Key Benefits of Legal Counsel for Flips and Renovations
1. Thorough Title and Acquisition Due Diligence
Before you commit capital, an attorney investigates the property’s title. This goes beyond a basic title report to uncover potential deal-breakers that could derail your project or future sale.
- Identifying Hidden Liens: They can find undisclosed tax liens, mechanic’s liens from previous contractors, or other financial encumbrances that you could become responsible for.
- Reviewing Estate and Probate Sales: Purchasing from an estate involves specific legal procedures; an attorney ensures the seller has the legal authority to transfer the title.
- Verifying Legal Description and Boundaries: This confirms you are buying the exact parcel you intend to, preventing disputes with neighbors over land.
2. Navigating Zoning, Permitting, and Land Use Laws
Local zoning ordinances and building codes directly dictate what you can and cannot do with a property. Missteps here are common and costly.
- Use and Variance Analysis: An attorney can interpret zoning laws to confirm your intended renovation (e.g., adding units, changing property type) is permissible or guide you through the variance application process.
- Permit Compliance: They can help ensure your contractor pulls the correct permits and that the work will meet code, which is essential for final inspection and certificate of occupancy issuance. Unpermitted work can lead to fines and must be disclosed to future buyers, reducing property value.
- Historical District or Environmental Restrictions: Special districts impose additional layers of regulation that an attorney is equipped to navigate.
3. Drafting and Negotiating Critical Contracts
A flip involves multiple high-value contracts. Standard forms may not adequately protect your interests.
- Purchase Agreement: An attorney can draft or review the offer to purchase, inserting crucial contingencies for inspection, financing, and permit approval, giving you a legal exit if major issues arise.

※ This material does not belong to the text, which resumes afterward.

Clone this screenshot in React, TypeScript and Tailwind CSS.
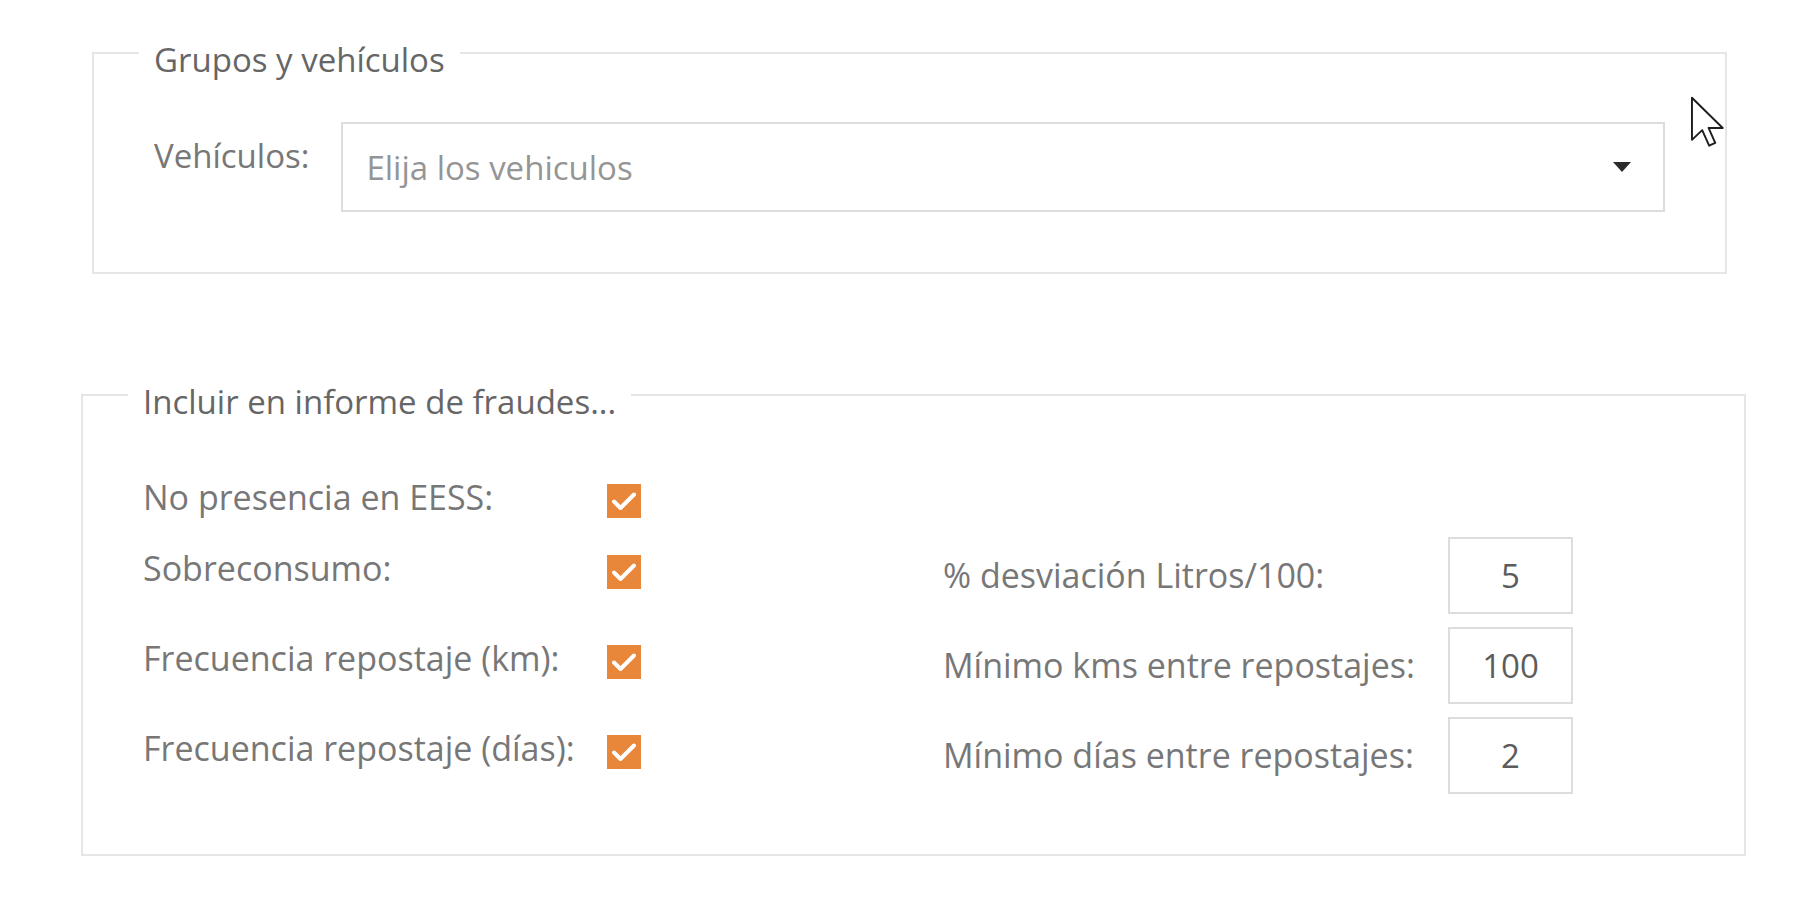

- Contractor Agreements: A well-drafted contractor agreement clearly defines scope of work, payment schedules, insurance requirements, indemnification clauses, and mechanisms for handling delays or defective work. This is your primary defense against construction disputes.

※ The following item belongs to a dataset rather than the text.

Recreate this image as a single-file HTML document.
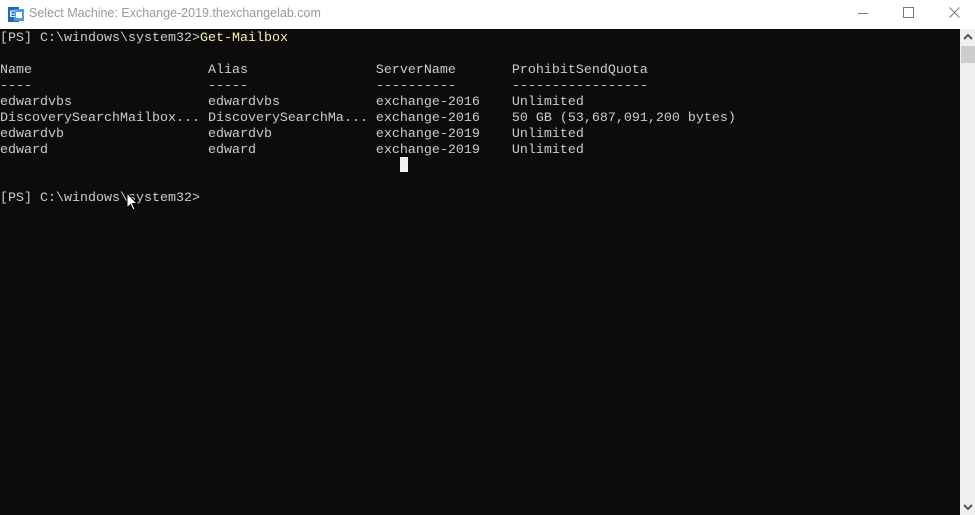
<!DOCTYPE html>
<html><head><style>
html,body{margin:0;padding:0;width:975px;height:515px;overflow:hidden;background:#0c0c0c}
.title{position:absolute;left:0;top:0;width:975px;height:29px;background:#fff}
.title .t{position:absolute;left:29px;top:6px;font:12.5px "Liberation Sans",sans-serif;color:#999}
.con{position:absolute;left:0;top:29px;width:960px;height:486px;background:#0c0c0c}
pre{margin:0;position:absolute;left:0;top:31px;font:13.333px/16px "Liberation Mono",monospace;color:#cccccc}
.y{color:#f9f1a5}
.sb{position:absolute;left:960px;top:29px;width:15px;height:486px;background:#f0f0f0}
.thumb{position:absolute;left:961px;top:46px;width:14px;height:17px;background:#cdcdcd}
.cur{position:absolute;left:400px;top:157px;width:8px;height:15px;background:#f2f2f2}
</style></head><body>
<div class="title">
<svg style="position:absolute;left:8px;top:6px" width="17" height="17" viewBox="0 0 17 17"><rect x="0" y="1" width="11" height="15" fill="#1f6ab8"/><rect x="6" y="3" width="10" height="12" fill="#4a9ee8"/><rect x="8" y="6" width="6" height="6" fill="#fff"/><text x="1.5" y="11" font-family="Liberation Sans" font-size="9" font-weight="bold" fill="#fff">E</text></svg>
<span class="t">Select Machine: Exchange-2019.thexchangelab.com</span>
<svg style="position:absolute;left:858px;top:8px" width="12" height="12"><line x1="0" y1="5.5" x2="10" y2="5.5" stroke="#777" stroke-width="1"/></svg>
<svg style="position:absolute;left:903px;top:7px" width="12" height="12"><rect x="0.5" y="0.5" width="10" height="10" fill="none" stroke="#777"/></svg>
<svg style="position:absolute;left:949px;top:7px" width="12" height="12"><path d="M0.5 0.5L10.5 10.5M10.5 0.5L0.5 10.5" stroke="#777"/></svg>
</div>
<div class="con"></div>
<pre>[PS] C:\windows\system32&gt;<span class="y">Get-Mailbox</span>

Name                      Alias                ServerName       ProhibitSendQuota
----                      -----                ----------       -----------------
edwardvbs                 edwardvbs            exchange-2016    Unlimited
DiscoverySearchMailbox... DiscoverySearchMa... exchange-2016    50 GB (53,687,091,200 bytes)
edwardvb                  edwardvb             exchange-2019    Unlimited
edward                    edward               exchange-2019    Unlimited


[PS] C:\windows\system32&gt;</pre>
<div class="cur"></div>
<svg style="position:absolute;left:126px;top:192px" width="12" height="20" viewBox="0 0 12 20"><path d="M1 1L1 16L4.5 12.5L7 18L9 17L6.5 11.5L11 11.5Z" fill="#fff" stroke="#000" stroke-width="1"/></svg>
<div class="sb"></div>
<div class="thumb"></div>
<svg style="position:absolute;left:963px;top:33px" width="10" height="8"><path d="M1 6L5 2L9 6" fill="none" stroke="#555" stroke-width="2"/></svg>
<svg style="position:absolute;left:963px;top:503px" width="10" height="8"><path d="M1 2L5 6L9 2" fill="none" stroke="#555" stroke-width="2"/></svg>
</body></html>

- Vendor and Subcontractor Agreements: Proper contracts help manage liability and ensure lien waivers are obtained upon payment, preventing mechanic’s liens from being filed against your property title.

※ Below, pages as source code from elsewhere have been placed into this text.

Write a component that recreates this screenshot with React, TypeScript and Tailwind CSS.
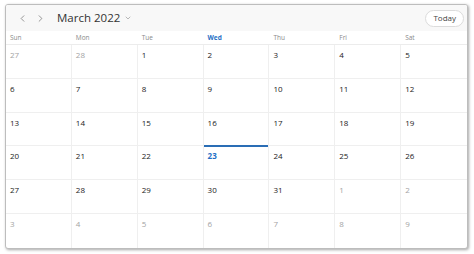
import { ChevronLeft, ChevronRight, ChevronDown } from "lucide-react";

const weekdays = ["Sun", "Mon", "Tue", "Wed", "Thu", "Fri", "Sat"];

type Day = { n: number; muted?: boolean; today?: boolean };

function buildDays(): Day[] {
  const days: Day[] = [{ n: 27, muted: true }, { n: 28, muted: true }];
  for (let i = 1; i <= 31; i++) days.push({ n: i, today: i === 23 });
  let next = 1;
  while (days.length < 42) days.push({ n: next++, muted: true });
  return days;
}

export default function App() {
  const days = buildDays();

  return (
    <div className="w-[474px] h-[254px] bg-white pl-[5px] pt-[4px]" style={{ fontFamily: '"Open Sans", "Noto Sans", sans-serif' }}>
      <div className="w-[463px] h-[245px] flex flex-col border border-[#bdbdbd] rounded-[3px] shadow-[1px_1px_3px_rgba(0,0,0,0.35)] overflow-hidden bg-white">
        <div className="h-[26px] shrink-0 flex items-center bg-[#f8f8f8] pl-[9px] pr-[3px]">
          <button className="w-[14px] h-[14px] flex items-center justify-center text-[#6b6b6b]">
            <ChevronLeft className="w-[11px] h-[11px]" strokeWidth={1.5} />
          </button>
          <button className="ml-[4px] w-[14px] h-[14px] flex items-center justify-center text-[#6b6b6b]">
            <ChevronRight className="w-[11px] h-[11px]" strokeWidth={1.5} />
          </button>
          <span className="ml-[10px] text-[11.5px] text-[#333]">March 2022</span>
          <ChevronDown className="ml-[4px] w-[8px] h-[8px] text-[#777]" strokeWidth={1.5} />
          <button className="ml-auto h-[17px] px-[7px] rounded-full border border-[#dcdcdc] bg-white text-[8px] text-[#444]">
            Today
          </button>
        </div>

        <div className="h-[14px] shrink-0 grid grid-cols-7 border-b border-[#ececec]">
          {weekdays.map((d) => (
            <div
              key={d}
              className={`pl-[4px] text-[6.5px] leading-[14px] ${d === "Wed" ? "text-[#1f6fc5] font-bold" : "text-[#8a8a8a]"}`}
            >
              {d}
            </div>
          ))}
        </div>

        <div className="flex-1 grid grid-cols-7 grid-rows-6">
          {days.map((d, i) => (
            <div
              key={i}
              className={`relative pl-[4px] pt-[6px] text-[8px] leading-none border-[#efefef] ${i % 7 !== 6 ? "border-r" : ""} ${i < 35 ? "border-b" : ""} ${
                d.today ? "text-[#1f6fc5] font-bold" : d.muted ? "text-[#a3a3a3]" : "text-[#222]"
              }`}
            >
              {d.today && <div className="absolute left-0 right-0 top-[-1px] h-[2px] bg-[#2a6db5]" />}
              {d.n}
            </div>
          ))}
        </div>
      </div>
    </div>
  );
}
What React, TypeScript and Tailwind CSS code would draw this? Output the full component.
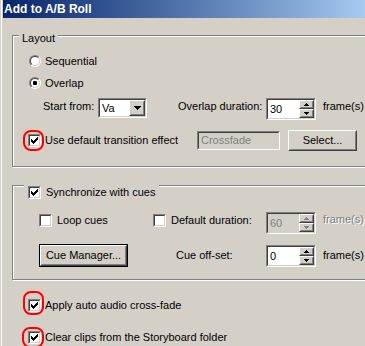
import React from "react";

type P = { className?: string; innerClassName?: string; children?: React.ReactNode };

function Sunken({ className = "", innerClassName = "", children }: P) {
  return (
    <div className={"border border-t-[#808080] border-l-[#808080] border-b-white border-r-white " + className}>
      <div className={"w-full h-full border border-t-[#404040] border-l-[#404040] border-b-[#D4D0C8] border-r-[#D4D0C8] " + innerClassName}>
        {children}
      </div>
    </div>
  );
}

function Raised({ className = "", innerClassName = "", children }: P) {
  return (
    <div className={"border border-t-white border-l-white border-b-[#404040] border-r-[#404040] bg-[#D4D0C8] " + className}>
      <div className={"w-full h-full border border-t-[#D4D0C8] border-l-[#D4D0C8] border-b-[#808080] border-r-[#808080] " + innerClassName}>
        {children}
      </div>
    </div>
  );
}

function Check() {
  return (
    <svg width="7" height="7" viewBox="0 0 7 7" shapeRendering="crispEdges">
      <path
        fill="#000"
        d="M6 0h1v1h-1z M5 1h2v1h-2z M0 2h1v1h-1z M4 2h3v1h-3z M0 3h2v1h-2z M3 3h3v1h-3z M0 4h5v1h-5z M1 5h3v1h-3z M2 6h1v1h-1z"
      />
    </svg>
  );
}

function CheckBox({ checked }: { checked?: boolean }) {
  return (
    <Sunken className="w-[13px] h-[13px] shrink-0" innerClassName="bg-white flex items-center justify-center">
      {checked ? <Check /> : null}
    </Sunken>
  );
}

function Radio({ checked }: { checked?: boolean }) {
  return (
    <span className="w-[12px] h-[12px] shrink-0 rounded-full border border-t-[#808080] border-l-[#808080] border-b-white border-r-white flex">
      <span className="w-full h-full rounded-full border border-t-[#404040] border-l-[#404040] border-b-[#D4D0C8] border-r-[#D4D0C8] bg-white flex items-center justify-center">
        {checked ? <span className="w-[4px] h-[4px] rounded-[1px] bg-black" /> : null}
      </span>
    </span>
  );
}

function Arrow({ up, disabled }: { up?: boolean; disabled?: boolean }) {
  const c = disabled ? "#808080" : "#000";
  return (
    <svg width="5" height="3" viewBox="0 0 5 3" shapeRendering="crispEdges">
      {up ? (
        <path fill={c} d="M2 0h1v1h-1z M1 1h3v1h-3z M0 2h5v1h-5z" />
      ) : (
        <path fill={c} d="M0 0h5v1h-5z M1 1h3v1h-3z M2 2h1v1h-1z" />
      )}
    </svg>
  );
}

function Spin({ value, disabled }: { value: string; disabled?: boolean }) {
  return (
    <Sunken className="w-[50px] h-[22px] shrink-0" innerClassName={"flex " + (disabled ? "bg-[#D4D0C8]" : "bg-white")}>
      <div className={"flex-1 pl-[2px] leading-[18px] " + (disabled ? "text-[#808080]" : "text-black")}>{value}</div>
      <div className="w-[15px] flex flex-col">
        <Raised className="h-[9px]" innerClassName="flex items-center justify-center">
          <Arrow up disabled={disabled} />
        </Raised>
        <Raised className="h-[9px]" innerClassName="flex items-center justify-center">
          <Arrow disabled={disabled} />
        </Raised>
      </div>
    </Sunken>
  );
}

function RedRing({ className }: { className: string }) {
  return <span className={"absolute border-2 border-[#FF0000] rounded-[8px] pointer-events-none " + className} />;
}

export default function App() {
  return (
    <div className="w-[365px] h-[346px] overflow-hidden bg-[#D4D0C8] flex font-['Liberation_Sans',Arial,sans-serif] text-[11px] text-black leading-[13px]">
      <div className="w-[1px] shrink-0 bg-[#D4D0C8]" />
      <div className="w-[1px] shrink-0 bg-white" />
      <div className="w-[1px] shrink-0 bg-[#D4D0C8]" />
      <div className="flex-1 flex flex-col min-w-0">
        {/* Title bar */}
        <div className="h-[18px] shrink-0 bg-gradient-to-r from-[#0A246A] to-[#A6CAF0] text-white font-bold text-[12px] leading-[18px] pl-[1px] whitespace-nowrap">
          Add to A/B Roll
        </div>

        {/* Layout group */}
        <div className="relative mt-[17px] ml-[9px] w-[380px] shrink-0 border border-[#808080] shadow-[inset_1px_1px_0_#fff,1px_1px_0_#fff] pt-[18px] pb-[15px]">
          <span className="absolute left-[6px] -top-[4px] px-[3px] bg-[#D4D0C8]">Layout</span>

          <div className="h-[14px] flex items-center pl-[16px] gap-[4px]">
            <Radio />
            <span>Sequential</span>
          </div>
          <div className="mt-[8px] h-[14px] flex items-center pl-[16px] gap-[4px]">
            <Radio checked />
            <span>Overlap</span>
          </div>
          <div className="mt-[8px] h-[22px] flex items-start pl-[30px]">
            <span className="w-[55px] leading-[17px]">Start from:</span>
            <Sunken className="w-[49px] h-[20px] shrink-0" innerClassName="bg-white flex items-center">
              <span className="flex-1 pl-[2px]">Va</span>
              <Raised className="w-[16px] h-[16px]" innerClassName="flex items-center justify-center">
                <svg width="7" height="4" viewBox="0 0 7 4" shapeRendering="crispEdges">
                  <path fill="#000" d="M0 0h7v1h-7z M1 1h5v1h-5z M2 2h3v1h-3z M3 3h1v1h-1z" />
                </svg>
              </Raised>
            </Sunken>
            <span className="ml-[31px] w-[88px] leading-[17px] whitespace-nowrap">Overlap duration:</span>
            <Spin value="30" />
            <span className="ml-[7px] leading-[17px]">frame(s)</span>
          </div>
          <div className="mt-[10px] h-[21px] flex items-center pl-[15px]">
            <div className="w-[169px] flex items-center gap-[4px]">
              <span className="relative">
                <CheckBox checked />
                <RedRing className="-left-[5px] -top-[4px] w-[21px] h-[21px]" />
              </span>
              <span className="whitespace-nowrap">Use default transition effect</span>
            </div>
            <Sunken className="w-[83px] h-[19px]" innerClassName="bg-[#D4D0C8] flex items-center">
              <span className="pl-[2px] text-[#808080]">Crossfade</span>
            </Sunken>
            <Raised className="ml-[8px] w-[69px] h-[21px]" innerClassName="flex items-center justify-center">
              Select...
            </Raised>
          </div>
        </div>

        {/* Synchronize group */}
        <div className="relative mt-[18px] ml-[9px] w-[380px] shrink-0 border border-[#808080] shadow-[inset_1px_1px_0_#fff,1px_1px_0_#fff] pt-[26px] pb-[12px]">
          <div className="absolute left-[11px] -top-[1px] h-[15px] px-[4px] bg-[#D4D0C8] flex items-center gap-[5px]">
            <CheckBox checked />
            <span className="whitespace-nowrap">Synchronize with cues</span>
          </div>

          <div className="h-[22px] flex items-start pl-[26px]">
            <div className="w-[114px] flex items-start gap-[5px]">
              <span className="mt-[2px]">
                <CheckBox />
              </span>
              <span className="leading-[17px]">Loop cues</span>
            </div>
            <div className="w-[113px] flex items-start gap-[5px]">
              <span className="mt-[2px]">
                <CheckBox />
              </span>
              <span className="leading-[17px] whitespace-nowrap">Default duration:</span>
            </div>
            <Spin value="60" disabled />
            <span className="ml-[7px] leading-[15px] text-[#808080] [text-shadow:1px_1px_0_#fff]">frame(s)</span>
          </div>

          <div className="mt-[10px] h-[23px] flex items-center pl-[26px]">
            <div className="w-[89px] h-[23px] border border-black">
              <Raised className="w-full h-full" innerClassName="flex items-center justify-center">
                Cue Manager...
              </Raised>
            </div>
            <span className="ml-[48px] w-[90px]">Cue off-set:</span>
            <Spin value="0" />
            <span className="ml-[7px]">frame(s)</span>
          </div>
        </div>

        {/* Bottom options */}
        <div className="mt-[19px] h-[13px] flex items-center pl-[25px] gap-[4px]">
          <span className="relative">
            <CheckBox checked />
            <RedRing className="-left-[5px] -top-[8px] w-[21px] h-[24px]" />
          </span>
          <span className="whitespace-nowrap">Apply auto audio cross-fade</span>
        </div>
        <div className="mt-[19px] h-[13px] flex items-center pl-[25px] gap-[4px]">
          <span className="relative">
            <CheckBox checked />
            <RedRing className="-left-[6px] -top-[4px] w-[22px] h-[21px]" />
          </span>
          <span className="whitespace-nowrap">Clear clips from the Storyboard folder</span>
        </div>
      </div>
    </div>
  );
}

4. Managing Liability and Disclosure Obligations
Investment properties carry inherent liability risks during renovation and upon resale.
- Entity Formation Advice: An attorney can advise on whether operating through a limited liability company (LLC) or other business structure is advisable to shield your personal assets from potential lawsuits related to the property.
- Post-Renovation Disclosures: State laws require sellers to disclose known material defects. An attorney helps you understand what must be disclosed about the renovation work (e.g., replaced systems, unpermitted improvements) to avoid future claims of fraud or misrepresentation from the buyer.
5. Facilitating a Smooth and Defensible Sale
The final sale is where legal preparation pays off. An attorney ensures the closing process protects your profit.
- Review of Buyer’s Contingencies: They can negotiate the removal of overly broad or risky contingencies in the buyer’s contract.
- Closing Document Preparation and Review: An attorney reviews the settlement statement (HUD-1/Closing Disclosure), deed, and other documents to ensure accuracy and that your obligations are fulfilled.
- Resolution of Last-Minute Title Issues: If a title problem emerges just before closing, your attorney is already familiar with the transaction and can work swiftly to resolve it.
A Strategic Investment in Your Project’s Success
The cost of hiring a real estate attorney is typically a fixed fee or a small percentage of the project's total budget. Industry data and legal studies consistently show that this cost is minor compared to the potential losses from a single title defect, zoning violation, construction lawsuit, or failed disclosure. By providing authoritative guidance on contracts, title, zoning, and liability, an attorney delivers maximum value by transforming legal risk into managed, predictable process steps. For any property flip or significant renovation, consulting with a qualified real estate attorney in your state is not an extra expense-it is a fundamental component of a sound investment strategy.